# start of Material

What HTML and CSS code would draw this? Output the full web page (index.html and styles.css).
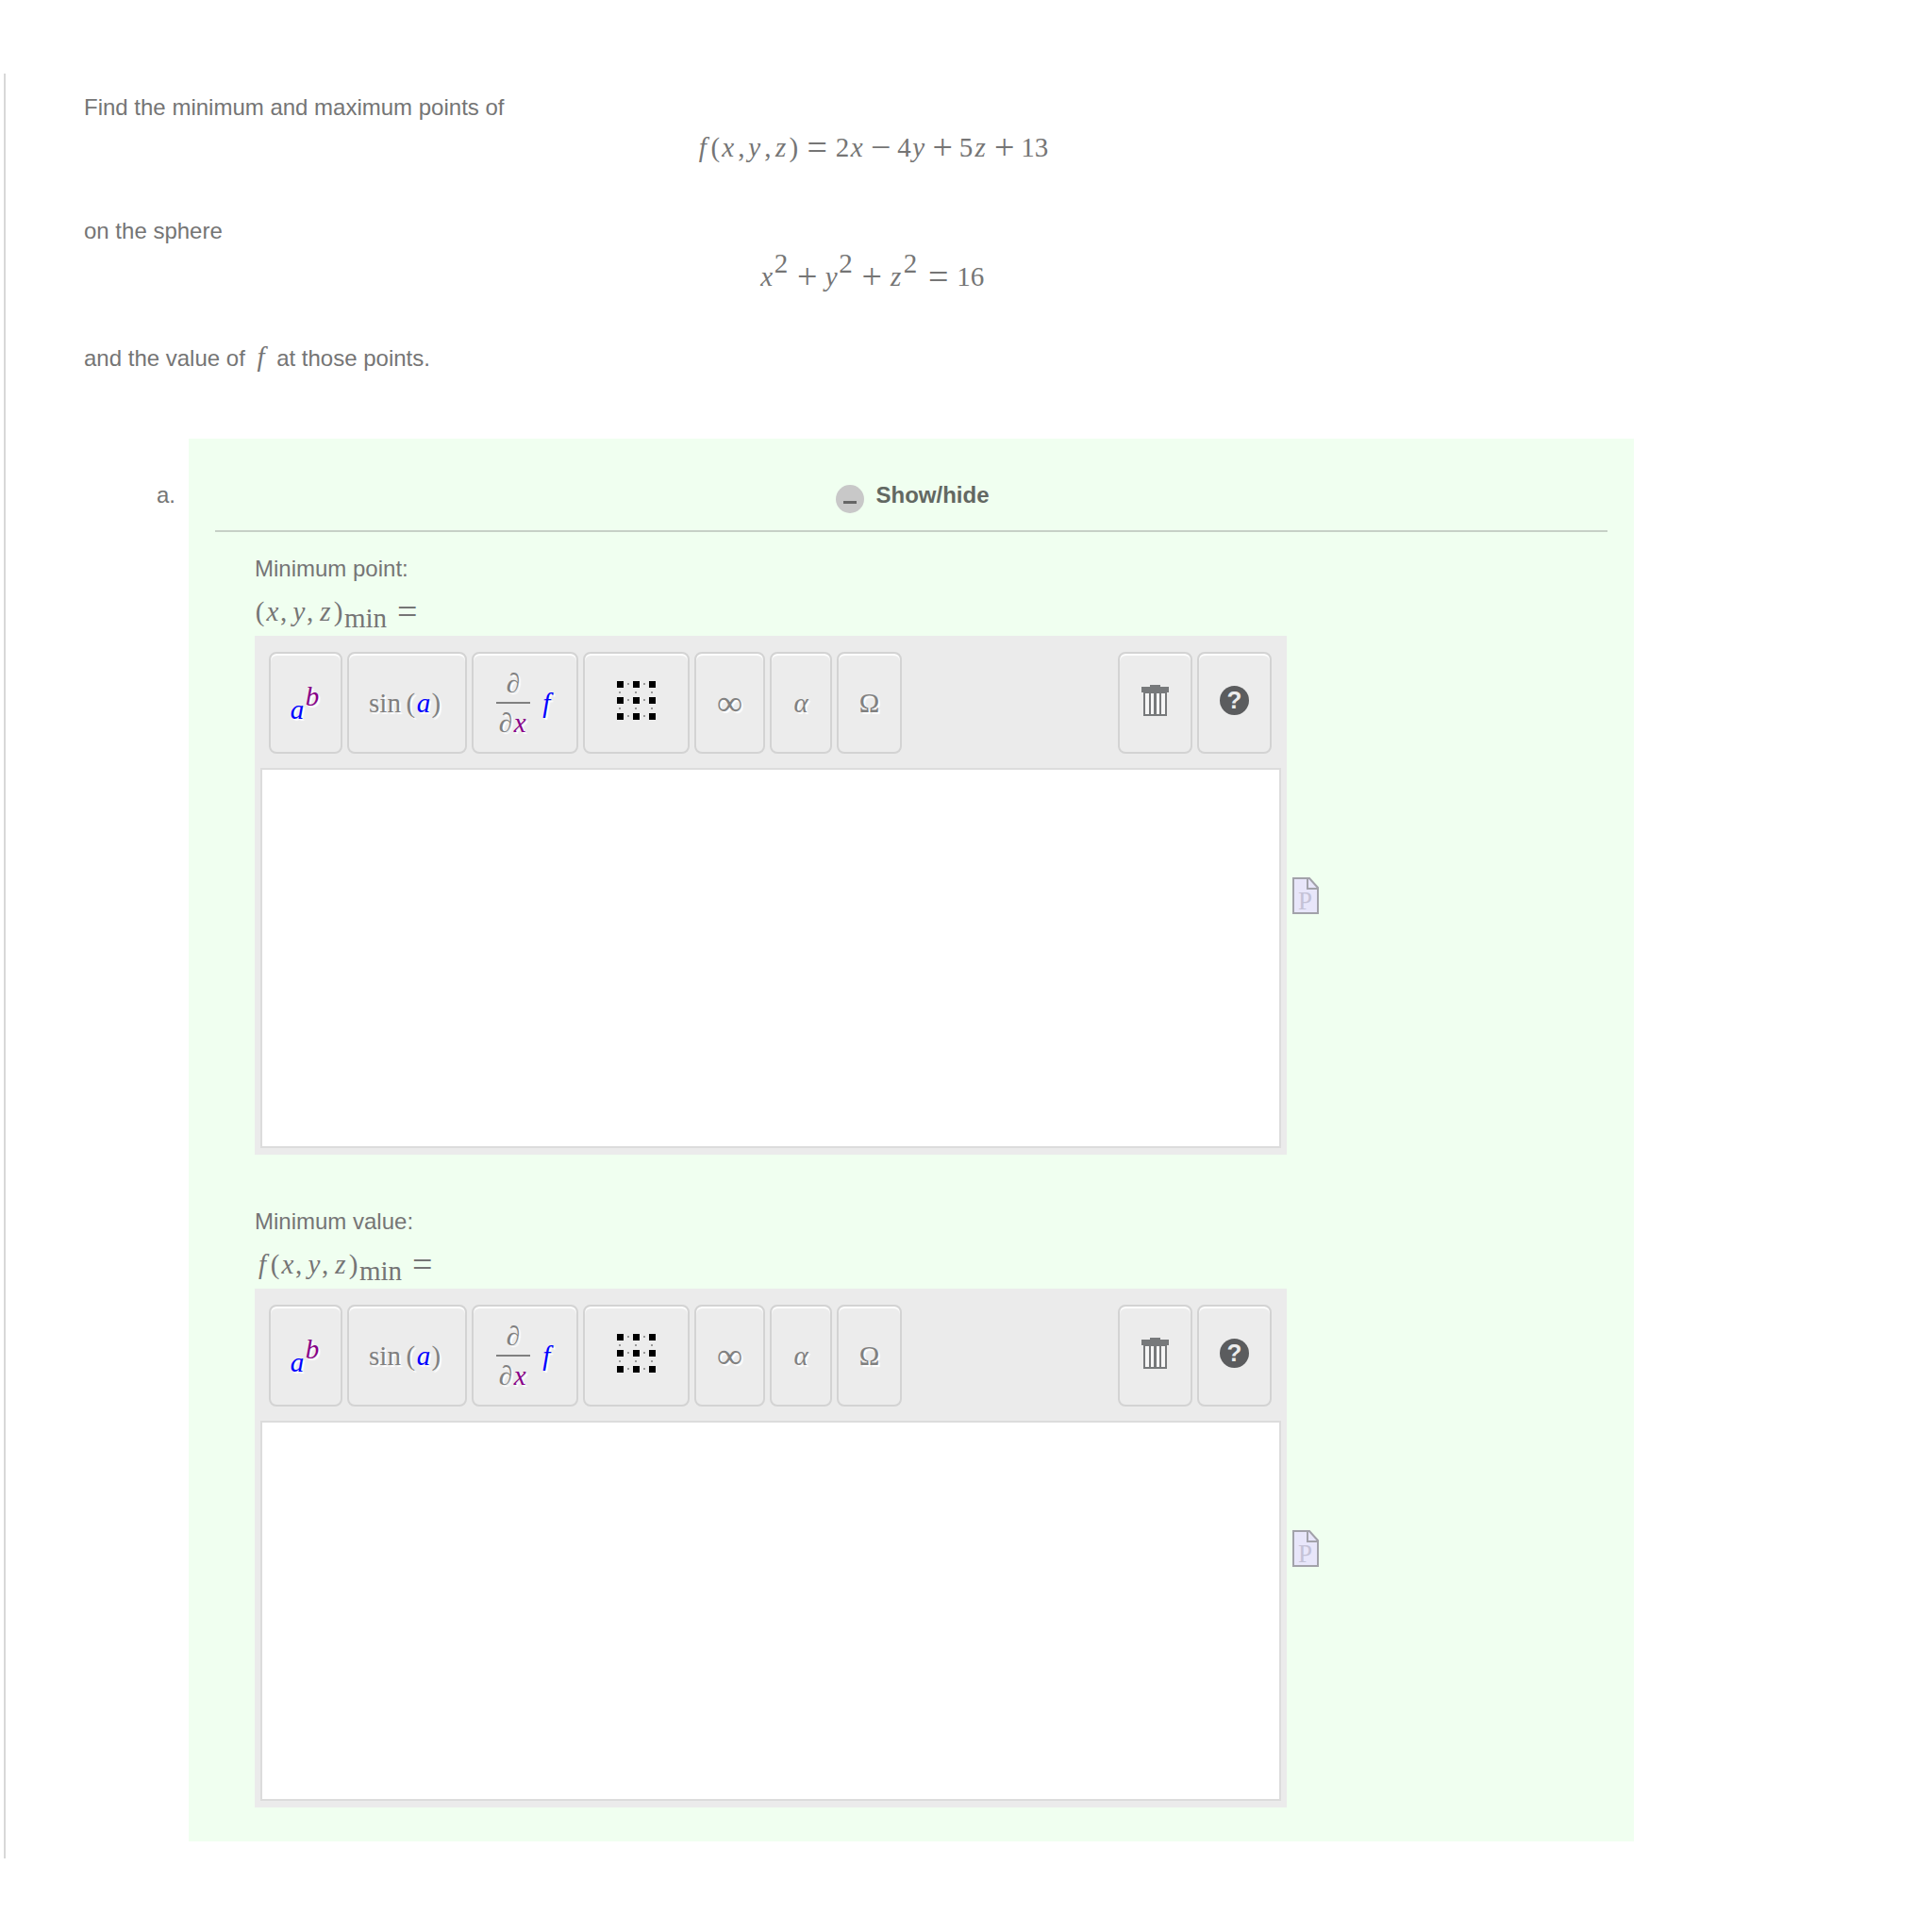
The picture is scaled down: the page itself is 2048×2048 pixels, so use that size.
FILE: index.html
```
<!DOCTYPE html>
<html lang="en">
<head>
<meta charset="utf-8">
<meta name="viewport" content="width=device-width, initial-scale=1">
<title>Minimum and maximum points</title>
<link rel="stylesheet" href="styles.css">
</head>
<body>

<div class="question">

<p class="line">Find the minimum and maximum points of</p>
<div class="math equation first"><i>f</i><b>(</b><i>x</i><s>,</s><i>y</i><s>,</s><i>z</i><b>)</b><span class="rel">=</span>2<i>x</i><span class="op">−</span>4<i>y</i><span class="op">+</span>5<i>z</i><span class="op">+</span>13</div>
<p class="line">on the sphere</p>
<div class="math equation second"><i>x</i><sup>2</sup><span class="op">+</span><i>y</i><sup>2</sup><span class="op">+</span><i>z</i><sup>2</sup><span class="rel">=</span>16</div>
<p class="line">and the value of <span class="math"><i>f</i></span> at those points.</p>

<ol class="parts">
<li class="part">
  <span class="letter">a.</span>
  <div class="panel">
    <div class="toggleRow">
      <button type="button" class="toggle"><span class="minus"></span>Show/hide</button>
    </div>

    <div class="answer">
      <label class="line" for="minPoint">Minimum point:</label>
      <div class="math formula"><b>(</b><i>x</i><s>,</s><i>y</i><s>,</s><i>z</i><b>)</b><sub>min</sub><span class="rel">=</span></div>
      <div class="editorRow">
        <div class="editor">
          <div class="toolbar">
            <button type="button" class="btn power math"><i class="blue">a</i><sup class="purple"><i>b</i></sup></button>
            <button type="button" class="btn sine math">sin<b class="open">(</b><i class="blue">a</i><b>)</b></button>
            <button type="button" class="btn partial math"><span class="frac"><span>∂</span><span class="den">∂<i class="purple">x</i></span></span><i class="blue">f</i></button>
            <button type="button" class="btn matrix" aria-label="Matrix"><svg class="icon" width="41" height="41" viewBox="0 0 41 41"><path d="M0 0h7v7H0zM17 0h7v7h-7zM34 0h7v7h-7zM0 17h7v7H0zM17 17h7v7h-7zM34 17h7v7h-7zM0 34h7v7H0zM17 34h7v7h-7zM34 34h7v7h-7z" fill="#000"/><path d="M11 2h2v2h-2zM28 2h2v2h-2zM11 19h2v2h-2zM28 19h2v2h-2zM11 36h2v2h-2zM28 36h2v2h-2zM2 11h2v2H2zM19 11h2v2h-2zM36 11h2v2h-2zM2 28h2v2H2zM19 28h2v2h-2zM36 28h2v2h-2z" fill="#999"/></svg></button>
            <button type="button" class="btn infinity math">∞</button>
            <button type="button" class="btn alpha math"><i>α</i></button>
            <button type="button" class="btn omega math">Ω</button>
            <button type="button" class="btn trash" aria-label="Clear"><svg class="icon" width="29" height="33" viewBox="0 0 29 33"><path d="M2 8h25v25H2z" fill="#77797b"/><path d="M0 2h9V0h11v2h9v6H0z" fill="#77797b"/><path d="M4 9h4v22H4zM10 9h3v22h-3zM16 9h3v22h-3zM21 9h4v22h-4z" fill="#f6f6f6"/></svg></button>
            <button type="button" class="btn help" aria-label="Help"><span class="helpMark">?</span></button>
          </div>
          <textarea id="minPoint" class="field"></textarea>
        </div>
        <svg class="preview" width="28" height="39" viewBox="0 0 28 39"><path d="M1 1h17l9 10v27H1z" fill="#e8e6fa" stroke="#a2a2aa" stroke-width="2"/><path d="M16 1v11h11" fill="none" stroke="#a2a2aa" stroke-width="2"/><text x="6" y="34" class="previewText">P</text></svg>
      </div>
    </div>

    <div class="answer">
      <label class="line" for="minValue">Minimum value:</label>
      <div class="math formula"><i>f</i><b>(</b><i>x</i><s>,</s><i>y</i><s>,</s><i>z</i><b>)</b><sub>min</sub><span class="rel">=</span></div>
      <div class="editorRow">
        <div class="editor">
          <div class="toolbar">
            <button type="button" class="btn power math"><i class="blue">a</i><sup class="purple"><i>b</i></sup></button>
            <button type="button" class="btn sine math">sin<b class="open">(</b><i class="blue">a</i><b>)</b></button>
            <button type="button" class="btn partial math"><span class="frac"><span>∂</span><span class="den">∂<i class="purple">x</i></span></span><i class="blue">f</i></button>
            <button type="button" class="btn matrix" aria-label="Matrix"><svg class="icon" width="41" height="41" viewBox="0 0 41 41"><path d="M0 0h7v7H0zM17 0h7v7h-7zM34 0h7v7h-7zM0 17h7v7H0zM17 17h7v7h-7zM34 17h7v7h-7zM0 34h7v7H0zM17 34h7v7h-7zM34 34h7v7h-7z" fill="#000"/><path d="M11 2h2v2h-2zM28 2h2v2h-2zM11 19h2v2h-2zM28 19h2v2h-2zM11 36h2v2h-2zM28 36h2v2h-2zM2 11h2v2H2zM19 11h2v2h-2zM36 11h2v2h-2zM2 28h2v2H2zM19 28h2v2h-2zM36 28h2v2h-2z" fill="#999"/></svg></button>
            <button type="button" class="btn infinity math">∞</button>
            <button type="button" class="btn alpha math"><i>α</i></button>
            <button type="button" class="btn omega math">Ω</button>
            <button type="button" class="btn trash" aria-label="Clear"><svg class="icon" width="29" height="33" viewBox="0 0 29 33"><path d="M2 8h25v25H2z" fill="#77797b"/><path d="M0 2h9V0h11v2h9v6H0z" fill="#77797b"/><path d="M4 9h4v22H4zM10 9h3v22h-3zM16 9h3v22h-3zM21 9h4v22h-4z" fill="#f6f6f6"/></svg></button>
            <button type="button" class="btn help" aria-label="Help"><span class="helpMark">?</span></button>
          </div>
          <textarea id="minValue" class="field"></textarea>
        </div>
        <svg class="preview" width="28" height="39" viewBox="0 0 28 39"><path d="M1 1h17l9 10v27H1z" fill="#e8e6fa" stroke="#a2a2aa" stroke-width="2"/><path d="M16 1v11h11" fill="none" stroke="#a2a2aa" stroke-width="2"/><text x="6" y="34" class="previewText">P</text></svg>
      </div>
    </div>
  </div>
</li>
</ol>

</div>

</body>
</html>
```
FILE: styles.css
```
body {
  margin: 0;
  padding: 78px 0 0 4px;
  background: #fff;
  color: #757575;
  font-family: "Liberation Sans", Arial, sans-serif;
  font-size: 24px;
  line-height: 32px;
}

.question {
  border-left: 2px solid #d8d8d8;
  padding: 20px 289px 18px 83px;
}

.line {
  display: block;
  margin: 0;
}

/* Formulas: i = variable, b = bracket, s = comma */
.math {
  font-family: "Liberation Serif", "Times New Roman", serif;
  font-size: 29px;
}
.line .math {
  margin: 0 2px;
  line-height: 0;
}
.math i {
  display: inline-block;
  width: 16px;
  text-align: center;
}
.math b {
  display: inline-block;
  width: 11px;
  text-align: center;
  font-weight: normal;
}
.math s {
  display: inline-block;
  width: 12px;
  text-decoration: none;
}
.math sup, .math sub {
  font-size: 29px;
  line-height: 0;
}
.math sup {
  vertical-align: 14px;
  margin-right: 3px;
}
.math sub {
  vertical-align: -7px;
  margin: 0 2px 0 1px;
}
.op, .rel {
  display: inline-block;
  width: 23px;
  margin: 0 6px;
  font-size: 38px;
  line-height: 30px;
  text-align: center;
  vertical-align: -3px;
}
.rel { margin: 0 8px; }

.equation {
  line-height: 40px;
  text-align: center;
}
.first { margin: 6px 0 53px; }
.second { margin: 12px 0 51px; }

.parts {
  list-style: none;
  margin: 69px 0 0;
  padding: 0 27px 0 77px;
}
.part { display: flex; }
.letter {
  width: 34px;
  padding-top: 44px;
}
.panel {
  flex: 1;
  background: #f0fff0;
  padding: 44px 28px 36px;
}

.toggleRow {
  display: flex;
  justify-content: center;
  border-bottom: 2px solid #c6d0c6;
  padding: 0 0 21px 2px;
}
.toggle {
  display: flex;
  align-items: center;
  gap: 13px;
  height: 32px;
  padding: 0;
  border: none;
  background: none;
  color: #626862;
  font: inherit;
  font-weight: bold;
  cursor: pointer;
}
.minus {
  display: flex;
  justify-content: center;
  box-sizing: border-box;
  width: 30px;
  height: 30px;
  margin-top: 8px;
  padding-top: 17px;
  border-radius: 50%;
  background: #c8c8c8;
}
.minus::before {
  content: "";
  width: 14px;
  height: 3px;
  background: #666;
}

.answer { padding: 23px 0 0 42px; }
.answer + .answer { padding-top: 55px; }
.formula {
  margin: 9px 0 6px;
  line-height: 40px;
}

.editorRow {
  display: flex;
  align-items: center;
  gap: 6px;
}
.editor {
  flex: 0 1 1094px;
  background: #ebebeb;
}
.toolbar {
  display: flex;
  gap: 5px;
  padding: 17px 16px 15px 15px;
}
.btn {
  display: flex;
  align-items: center;
  justify-content: center;
  box-sizing: border-box;
  height: 108px;
  padding: 0;
  border: 2px solid #d3d3d3;
  border-radius: 8px;
  background: #ececec;
  box-shadow: inset 0 2px 1px #fff;
  color: #808080;
  line-height: 32px;
  text-shadow: 2px 2px 1px #fff;
  cursor: pointer;
}
.power {
  width: 78px;
  padding: 14px 2px 0 0;
}
.power sup {
  margin: 0;
  padding-bottom: 28px;
}
.sine {
  width: 127px;
  padding-right: 4px;
}
.open { margin-left: 5px; }
.partial {
  width: 113px;
  gap: 9px;
}
.matrix { width: 113px; }
.infinity { width: 75px; font-size: 38px; }
.alpha { width: 66px; }
.omega { width: 69px; }
.trash { width: 79px; margin-left: auto; }
.help { width: 79px; }
.blue { color: #00f; }
.purple { color: #808; }

.frac {
  display: flex;
  flex-direction: column;
  line-height: 40px;
  text-align: center;
}
.den {
  padding: 0 3px;
  border-top: 2px solid #808080;
}
.icon { margin-bottom: 6px; }
.helpMark {
  width: 31px;
  height: 31px;
  margin-bottom: 6px;
  border-radius: 50%;
  background: #5b5c5e;
  color: #ececec;
  font: bold 26px/31px "Liberation Sans", Arial, sans-serif;
  text-shadow: none;
}

.field {
  display: block;
  box-sizing: border-box;
  width: calc(100% - 12px);
  height: 403px;
  margin: 0 6px;
  border: 2px solid #dcdcdc;
  background: #fff;
  resize: none;
  outline: none;
}
.editor::after {
  content: "";
  display: block;
  height: 7px;
}
.previewText {
  fill: #c4c2d6;
  font: 27px "Liberation Serif", serif;
}
```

# end of Material

Instructions for the task
Report the number of lines holding the string "index", without any other words.

Solution
2